Kawainui already has a levee built in 1997 that runs from Kaha park on the Kalaheo side of Kawainui to an area near Waiauia. The levee often gets foot traffic from joggers who share the path with ducks and some of the endangered bird species.
The plan calls for another 2.7 miles of trails around the marsh.
An estimated 3,100 people currently visit the marsh each month; that number could jump to about 9,000, according to the EIS. That figure has worried many Kailua residents, picturing even more cars and pedestrians in the already crowded seaside town turned tourist destination.
Smith, the DOFAW manager, doesn’t think it will be much of an attraction.
“I don’t think the marsh is really going to be a draw,” he said. “The main thrust of the plan and I think the main usage for the area is educational and opportunities for local folks to get involved in environmental restoration work and local people getting out for recreation.”

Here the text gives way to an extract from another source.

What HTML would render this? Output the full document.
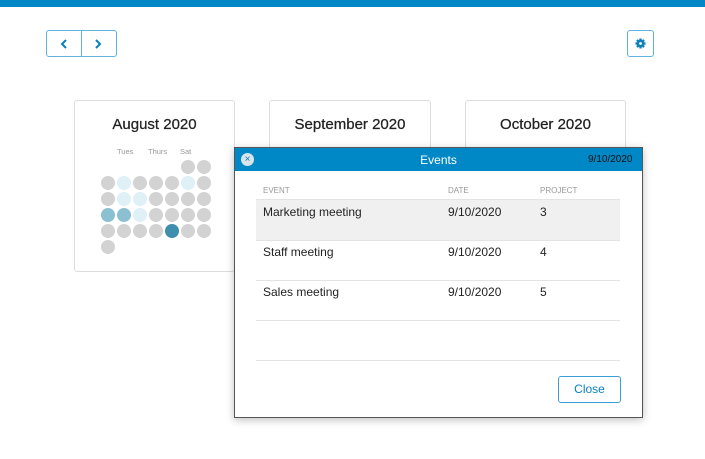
<!DOCTYPE html><html><head><style>
body{margin:0;width:705px;height:459px;background:#fff;font-family:"Liberation Sans",sans-serif;position:relative;overflow:hidden}
.a{position:absolute}
.top{left:0;top:0;width:705px;height:7px;background:#0088c6}
.btn{border:1px solid #5fb3dc;border-radius:3px;box-sizing:border-box;background:#fff}
.card{border:1px solid #ddd;border-radius:3px;box-sizing:border-box;background:#fff;top:100px;height:172px}
.card h3{margin:0;position:absolute;top:15px;width:100%;text-align:center;font-size:15px;font-weight:normal;color:#222;-webkit-text-stroke:0.25px #222}
.d{position:absolute;width:14px;height:14px;border-radius:50%;background:#d3d3d3}
.l{background:#dff0f7}.m{background:#8bbfd2}.k{background:#3f8ead}
.hd{font-size:7.5px;color:#999;top:147px}
.row{position:absolute;left:256px;width:364px;height:40px;border-bottom:1px solid #e3e3e3;font-size:12px;color:#222}
.row span{position:absolute;top:5px}
</style></head><body>
<div class="a top"></div>
<div class="a btn" style="left:46px;top:30px;width:71px;height:27px"></div>
<div class="a" style="left:81px;top:31px;width:1px;height:25px;background:#5fb3dc"></div>
<svg class="a" style="left:60px;top:38px" width="10" height="12"><path d="M6 2L2 6L6 10" stroke="#0a7fbf" stroke-width="2" fill="none"/></svg>
<svg class="a" style="left:93px;top:38px" width="10" height="12"><path d="M3 2L7 6L3 10" stroke="#0a7fbf" stroke-width="2" fill="none"/></svg>
<div class="a btn" style="left:627px;top:30px;width:27px;height:27px"></div>
<svg class="a" style="left:635px;top:38px" width="11" height="11" viewBox="0 0 11 11"><g fill="#0a7fbf"><circle cx="5.5" cy="5.5" r="3.6"/><rect x="4.3" y="0.5" width="2.4" height="10"/><rect x="0.5" y="4.3" width="10" height="2.4"/><rect x="4.3" y="0.5" width="2.4" height="10" transform="rotate(45 5.5 5.5)"/><rect x="4.3" y="0.5" width="2.4" height="10" transform="rotate(-45 5.5 5.5)"/></g><circle cx="5.5" cy="5.5" r="1.4" fill="#fff"/></svg>
<div class="a card" style="left:74px;width:161px"><h3>August 2020</h3></div>
<div class="a card" style="left:269px;width:162px"><h3>September 2020</h3></div>
<div class="a card" style="left:465px;width:161px"><h3>October 2020</h3></div>
<div class="a hd" style="left:117px">Tues</div>
<div class="a hd" style="left:148px">Thurs</div>
<div class="a hd" style="left:180px">Sat</div>
<div id="dots"></div>
<script>
var g=[[0,0,0,0,0,"g","g"],["g","l","g","g","g","l","g"],["g","l","l","g","g","g","g"],["m","m","l","g","g","g","g"],["g","g","g","g","k","g","g"],["g"]];
var h="";g.forEach(function(r,i){r.forEach(function(c,j){if(!c)return;h+='<div class="d '+c+'" style="left:'+(101+j*16)+'px;top:'+(160+i*16)+'px"></div>'})});
document.getElementById("dots").innerHTML=h;
</script>
<div class="a" style="left:234px;top:147px;width:409px;height:271px;border:1px solid #555;box-sizing:border-box;background:#fff;box-shadow:0 2px 8px rgba(0,0,0,.25)"></div>
<div class="a" style="left:235px;top:148px;width:407px;height:23px;background:#0088c6"></div>
<div class="a" style="left:241px;top:153px;width:13px;height:13px;border-radius:50%;background:#d9e4ea;color:#0a7fbf;font-size:10px;line-height:13px;text-align:center">×</div>
<div class="a" style="left:235px;top:153px;width:407px;text-align:center;color:#fff;font-size:12px">Events</div>
<div class="a" style="left:588px;top:154px;font-size:10px;color:#111">9/10/2020</div>
<div class="a" style="top:186px;left:263px;font-size:8px;color:#999">EVENT</div>
<div class="a" style="top:186px;left:448px;font-size:8px;color:#999">DATE</div>
<div class="a" style="top:186px;left:540px;font-size:8px;color:#999">PROJECT</div>
<div class="a" style="left:256px;top:199px;width:364px;height:1px;background:#e3e3e3"></div>
<div class="row" style="top:200px;background:#f0f0f0"><span style="left:7px">Marketing meeting</span><span style="left:192px">9/10/2020</span><span style="left:284px">3</span></div>
<div class="row" style="top:240px"><span style="left:7px">Staff meeting</span><span style="left:192px">9/10/2020</span><span style="left:284px">4</span></div>
<div class="row" style="top:280px"><span style="left:7px">Sales meeting</span><span style="left:192px">9/10/2020</span><span style="left:284px">5</span></div>
<div class="row" style="top:320px"></div>
<div class="a btn" style="left:558px;top:376px;width:63px;height:27px;border-color:#3a9fd6;color:#0a7fbf;font-size:12px;text-align:center;line-height:25px">Close</div>
</body></html>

The state began the master plan for Kawainui in the 1980s and passed the last plan in 1992. But this is the first time Native Hawaiians have been included in that process.
“The cultural groups were not consulted as much, in as early a stage, as they were in this plan,” Smith said.
Isaacs said DLNR first involved the various Native Hawaiian organizations about 10 years ago.
“They listened, really listened and saw the value of our cultural practice. You have their ear. They come to talk story in the forest,” he said. “That’s the relationship that has evolved. It was never an attitude of ‘we know better than you.’ They listened. That’s an important thing that they did right.”
Many elements from the plan are not new. While the cultural aspect of the three education centers around the marsh are new to this plan, Smith said previous plans included buildings and trails.
But neither of those have gotten funding in the past. Smith, who has been employed 30 years with the state, said it’s unlikely DLNR will fund the projects. If anything, the state parks division might be able to fund the trails.
Smith said the state won’t build anything like more trails, roads or lookouts unless it has the resources to maintain them. And none of the nonprofits involved with the care of Kawainui will be able to get their proposals approved by the state land board without demonstrating they have sufficient funds and are organized enough to maintain the centers.
They also need to demonstrate clear plans for what the centers and surrounding areas will look like as well as how their programs will be run.
Smith hopes that having the nonprofits go through the state bidding process and having their plans vetted by the land board and community will ease many of the concerns with the current EIS. That way, the community has more chances to weigh in on specific aspects of the plans.
“I think that could give people more comfort with the process, that it’s not just one big one-and-done thing,” Smith said. “That should be an approach more agreeable for the community.”